Small Business Valuation = SDE x Multiple
Usually, we use SDE based on the data of the last 12 months, but you also use the weighted average of the last 2-3 years.
However, there are some downsides to it as well. It is just a ‘rule of thumb’ method if you are looking to acquire a business because it doesn’t account for income taxes and net working capital. The concept of adding back a few expenses also might create confusion during buyer-seller meetings.
Is SDE the same as Cash Flow? No. While the term “cash flow” is used loosely in the industry, it’s important to ask for a definition whenever someone speaks of it. True cash flow is determined by a “cash flow statement”.
Difference Between SDE vs EBITDA
SDE is typically used for small businesses with less than $1 million in earnings, while EBITDA (Earnings Before Interest, Taxes, Depreciation, and Amortization) or Revenue is used for larger businesses.
The main difference is that SDE includes owner’s compensation as an adjustment, while EBITDA does not. This makes it more suitable for owner-operated small businesses where the owner’s role and compensation are significant factors in the business’s financial picture.
When the business is small, the new owner might be taking over the responsibility of running the business themselves. But when the business grows to over a million, the new owner might give these day-to-day tasks to a manager. In such cases, EBITDA is better as it doesn’t include the owner’s salary.
Why SDE is the perfect valuation method for small businesses?
SDE is the go-to metric for valuing small businesses because it blends business profits and owner’s compensation into one number. So, it addresses the common issue of separating personal and business expenses in smaller ventures. You’ll find SDE particularly useful if you’re an individual buyer, as it accurately reflects what you’ll pocket after the purchase.
What makes SDE stand out is that it is simple to calculate and eliminates variables that might not affect you post-acquisition, like interest or taxes.

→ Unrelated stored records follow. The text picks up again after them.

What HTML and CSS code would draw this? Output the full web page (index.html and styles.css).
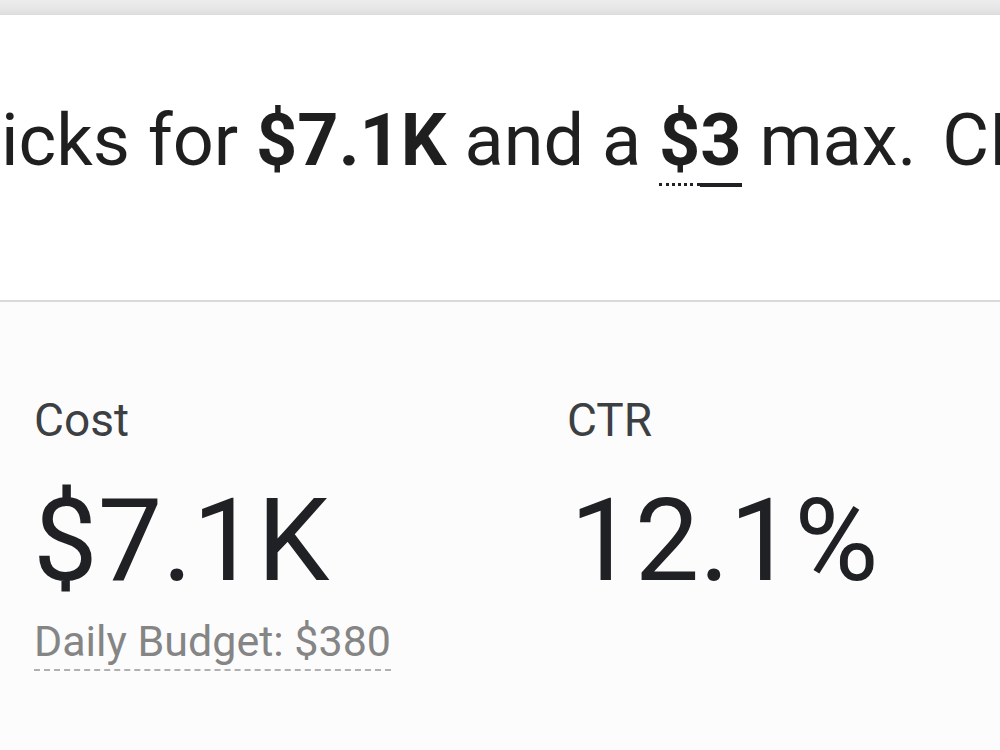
FILE: index.html
```html
<!DOCTYPE html>
<html lang="en">
<head>
    <meta charset="UTF-8">
    <title>Campaign summary</title>
    <link rel="stylesheet" href="styles.css">
</head>
<body>
<div class="topbar"></div>
<div class="summary">
    <p class="sentence">icks for <b>$7.1K</b> and a <b class="bid"><span class="bid_sign">$</span><span class="bid_num">3</span></b> max. <span class="tail">CPC</span></p>
</div>
<div class="metrics">
    <div class="metric">
        <div class="m_label">Cost</div>
        <div class="m_value">$7.1K</div>
        <div class="m_note">Daily Budget: $380</div>
    </div>
    <div class="metric metric_ctr">
        <div class="m_label">CTR</div>
        <div class="m_value">12.1%</div>
    </div>
</div>
</body>
</html>
```

FILE: styles.css
```css
* {
    margin: 0;
    padding: 0;
}

html, body {
    width: 1000px;
    height: 750px;
    overflow: hidden;
}

body {
    font-family: Roboto, "Liberation Sans", sans-serif;
    color: #202124;
    background: #fcfcfc;
}

.topbar {
    height: 15px;
    background: linear-gradient(#ececec, #e6e6e6 60%, #dcdcdc);
    box-shadow: 0 2px 3px rgba(0, 0, 0, .06);
}

.summary {
    height: 285px;
    background: #fff;
    border-bottom: 2px solid #dadada;
    overflow: hidden;
}

.sentence {
    padding-top: 83px;
    padding-left: 1px;
    font-size: 72px;
    line-height: 86px;
    white-space: nowrap;
    color: #1f1f1f;
}

.sentence b {
    font-weight: 700;
}

.tail {
    margin-left: 8px;
}

.bid_sign {
    border-bottom: 3px dotted #202124;
}

.bid_num {
    border-bottom: 4px solid #202124;
}

.metrics {
    display: grid;
    grid-template-columns: 533px auto;
    padding: 91px 0 0 34px;
}

.m_label {
    font-size: 46px;
    line-height: 54px;
    color: #3c4043;
}

.m_value {
    font-size: 115px;
    line-height: 135px;
    margin-top: 26px;
    margin-left: -1px;
    color: #202124;
}

.metric_ctr .m_value {
    margin-left: 3px;
}

.m_note {
    display: inline-block;
    margin-top: 8px;
    font-size: 43px;
    line-height: 50px;
    color: #858585;
    border-bottom: 2px dashed #b0b0b0;
    padding-bottom: 3px;
}
```
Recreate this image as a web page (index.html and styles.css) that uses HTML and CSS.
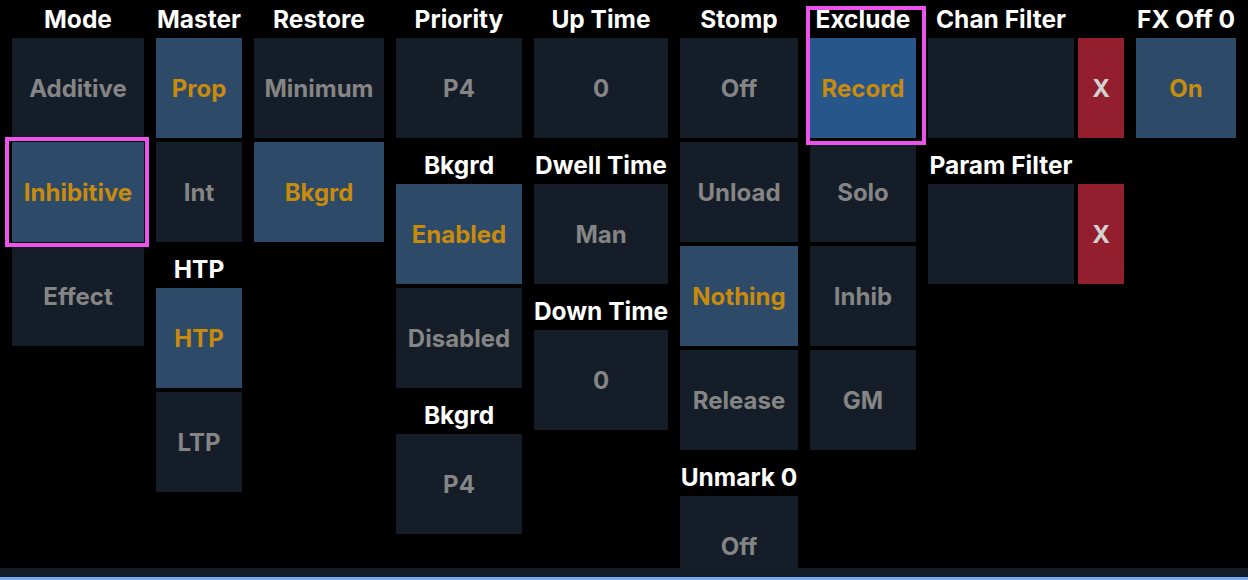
FILE: index.html
```html
<!DOCTYPE html>
<html>
<head>
<meta charset="utf-8">
<link rel="stylesheet" href="styles.css">
</head>
<body>
<div class="app">
  <div class="board">
    <div class="col c-mode">
      <div class="grp">
        <div class="hdr">Mode</div>
        <div class="btn">Additive</div>
        <div class="btn on">Inhibitive</div>
        <div class="btn">Effect</div>
      </div>
    </div>
    <div class="col c-master">
      <div class="grp">
        <div class="hdr">Master</div>
        <div class="btn on">Prop</div>
        <div class="btn">Int</div>
      </div>
      <div class="grp">
        <div class="hdr">HTP</div>
        <div class="btn on">HTP</div>
        <div class="btn">LTP</div>
      </div>
    </div>
    <div class="col c-restore">
      <div class="grp">
        <div class="hdr">Restore</div>
        <div class="btn">Minimum</div>
        <div class="btn on">Bkgrd</div>
      </div>
    </div>
    <div class="col c-priority">
      <div class="grp">
        <div class="hdr">Priority</div>
        <div class="btn">P4</div>
      </div>
      <div class="grp">
        <div class="hdr">Bkgrd</div>
        <div class="btn on">Enabled</div>
        <div class="btn">Disabled</div>
      </div>
      <div class="grp">
        <div class="hdr">Bkgrd</div>
        <div class="btn">P4</div>
      </div>
    </div>
    <div class="col c-uptime">
      <div class="grp">
        <div class="hdr">Up Time</div>
        <div class="btn">0</div>
      </div>
      <div class="grp">
        <div class="hdr">Dwell Time</div>
        <div class="btn">Man</div>
      </div>
      <div class="grp">
        <div class="hdr">Down Time</div>
        <div class="btn">0</div>
      </div>
    </div>
    <div class="col c-stomp">
      <div class="grp">
        <div class="hdr">Stomp</div>
        <div class="btn">Off</div>
        <div class="btn">Unload</div>
        <div class="btn on">Nothing</div>
        <div class="btn">Release</div>
      </div>
      <div class="grp">
        <div class="hdr">Unmark 0</div>
        <div class="btn">Off</div>
      </div>
    </div>
    <div class="col c-exclude">
      <div class="grp">
        <div class="hdr">Exclude</div>
        <div class="btn sel">Record</div>
        <div class="btn">Solo</div>
        <div class="btn">Inhib</div>
        <div class="btn">GM</div>
      </div>
    </div>
    <div class="col c-filter">
      <div class="grp">
        <div class="hdr hdr-field">Chan Filter</div>
        <div class="frow">
          <div class="btn field"></div>
          <div class="btn clear">X</div>
        </div>
      </div>
      <div class="grp">
        <div class="hdr hdr-field">Param Filter</div>
        <div class="frow">
          <div class="btn field"></div>
          <div class="btn clear">X</div>
        </div>
      </div>
    </div>
    <div class="col c-fx">
      <div class="grp">
        <div class="hdr">FX Off 0</div>
        <div class="btn on">On</div>
      </div>
    </div>
  </div>
  <div class="statusbar"></div>
  <div class="hl hl-inhib"></div>
  <div class="hl hl-excl"></div>
</div>
</body>
</html>
```
FILE: styles.css
```css
* { box-sizing: border-box; }
html, body {
  margin: 0;
  padding: 0;
  background: #000;
}
body {
  font-family: Inter, "Noto Sans", "Liberation Sans", sans-serif;
  font-weight: 700;
  -webkit-font-smoothing: antialiased;
}
.app {
  position: relative;
  width: 1248px;
  height: 580px;
  overflow: hidden;
  background: #000;
}
.board {
  display: flex;
  gap: 12px;
  padding-left: 12px;
  height: 568px;
  overflow: hidden;
}
.col {
  display: flex;
  flex-direction: column;
  gap: 8px;
  flex: none;
}
.c-mode { width: 132px; }
.c-master { width: 86px; }
.c-restore { width: 130px; }
.c-priority { width: 126px; }
.c-uptime { width: 134px; }
.c-stomp { width: 118px; }
.c-exclude { width: 106px; }
.c-filter { width: 196px; }
.c-fx { width: 100px; }
.grp {
  display: flex;
  flex-direction: column;
  gap: 4px;
}
.hdr {
  height: 38px;
  margin-bottom: -4px;
  display: flex;
  align-items: center;
  justify-content: center;
  color: #fff;
  font-size: 24.5px;
  white-space: nowrap;
  letter-spacing: 0;
}
.hdr-field { width: 146px; }
.btn {
  height: 100px;
  display: flex;
  align-items: center;
  justify-content: center;
  background: #141d28;
  color: #858585;
  font-size: 24px;
  white-space: nowrap;
}
.btn.on {
  background: #2d4a68;
  color: #c98b0c;
}
.btn.sel {
  background: #27568a;
  color: #c98b0c;
}
.frow {
  display: flex;
  gap: 4px;
}
.field { width: 146px; }
.clear {
  width: 46px;
  background: #931e2d;
  color: #d2d2d2;
}
.statusbar {
  height: 12px;
  background: #131c27;
  border-bottom: 3px solid #7aaaf0;
}
.hl {
  position: absolute;
  border: 4px solid #ec53ec;
  pointer-events: none;
}
.hl-inhib {
  left: 5px;
  top: 137px;
  width: 144px;
  height: 110px;
}
.hl-excl {
  left: 806px;
  top: 6px;
  width: 120px;
  height: 139px;
}
```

We use SDE in our Shopify Store Valuation Tool also, which is FREE to use.
How to Calculate SDE?
Here’s a detailed explanation and example to illustrate the process to find out the SDE of a business:
- Start with Pre-Tax Income: This is the net income of the business before taxes are deducted. It serves as the baseline for the SDE calculation.
- Add Back Owner’s Salary and Benefits: Since small business owners often pay themselves through the business, their salary and benefits are added back to reflect the true earnings potential.
- Include Non-Operating Expenses: These are expenses not related to the core operations of the business, such as interest payments, business travel,
- Add Non-Cash Expenses: Depreciation and amortization are typical non-cash expenses that are added back because they do not involve actual cash outflow.
- Add Non-Recurring Expenses: These are one-time expenses that are not expected to occur regularly, such as legal fees for a lawsuit or costs related to a major equipment purchase.
Let’s use the provided example of a Restaurant ABC. The owner’s name is Joe. The company’s profit before tax is $120,000. But he already took his salary of $80,000 before. Also, he had spent $10,000 on a business trip. About $20,000 is also recorded for Depreciation and Amortization. And last, he bought some new furniture at the cost of $15,0000 last month.
- Pre-Tax Income: $120,000 (Net Profit + Tax)
- Owner’s Salary: $80,000
- Non-Operating Expenses: $10,000
- Non-Cash Expenses: $20,000 (Depreciation and Amortization)
- Non-Recurring Expenses: $15,000
Now, you just have to add all that up! the Seller’s Discretionary Earnings for Company A is $245,000.
Tips to Optimize Your Business’s SDE
Here are some effective strategies to boost SDE:
- Increase Prices: If possible, try to increase to increase the prices of your products as it will directly reflect in your pre-tax income.
- Streamline operations: Cut unnecessary expenses and improve efficiency. This directly impacts your bottom line and SDE.
- Identify legitimate add-backs: Business owners usually add personal expenses as business expenses when accounting. Look for such personal costs that run through the business. For example, it can be the food you ordered with your business credit card.f
- Document everything: Keep clear records of all expenses and potential add-backs. Solid proof is crucial for a successful exit strategy.
Remember, while optimizing SDE is important, be cautious not to overinflate add-backs. This can create distrust with potential buyers.
To keep things simple, you can try this FREE Business Valuation Tool to find out what your venture is worth.
Conclusion
Seller’s Discretionary Earnings have a significant impact on business valuations, especially for small enterprises and online stores. But remember, while SDE is a powerful metric, it’s essential to use it responsibly and avoid overinflating add-backs to maintain trust with potential buyers.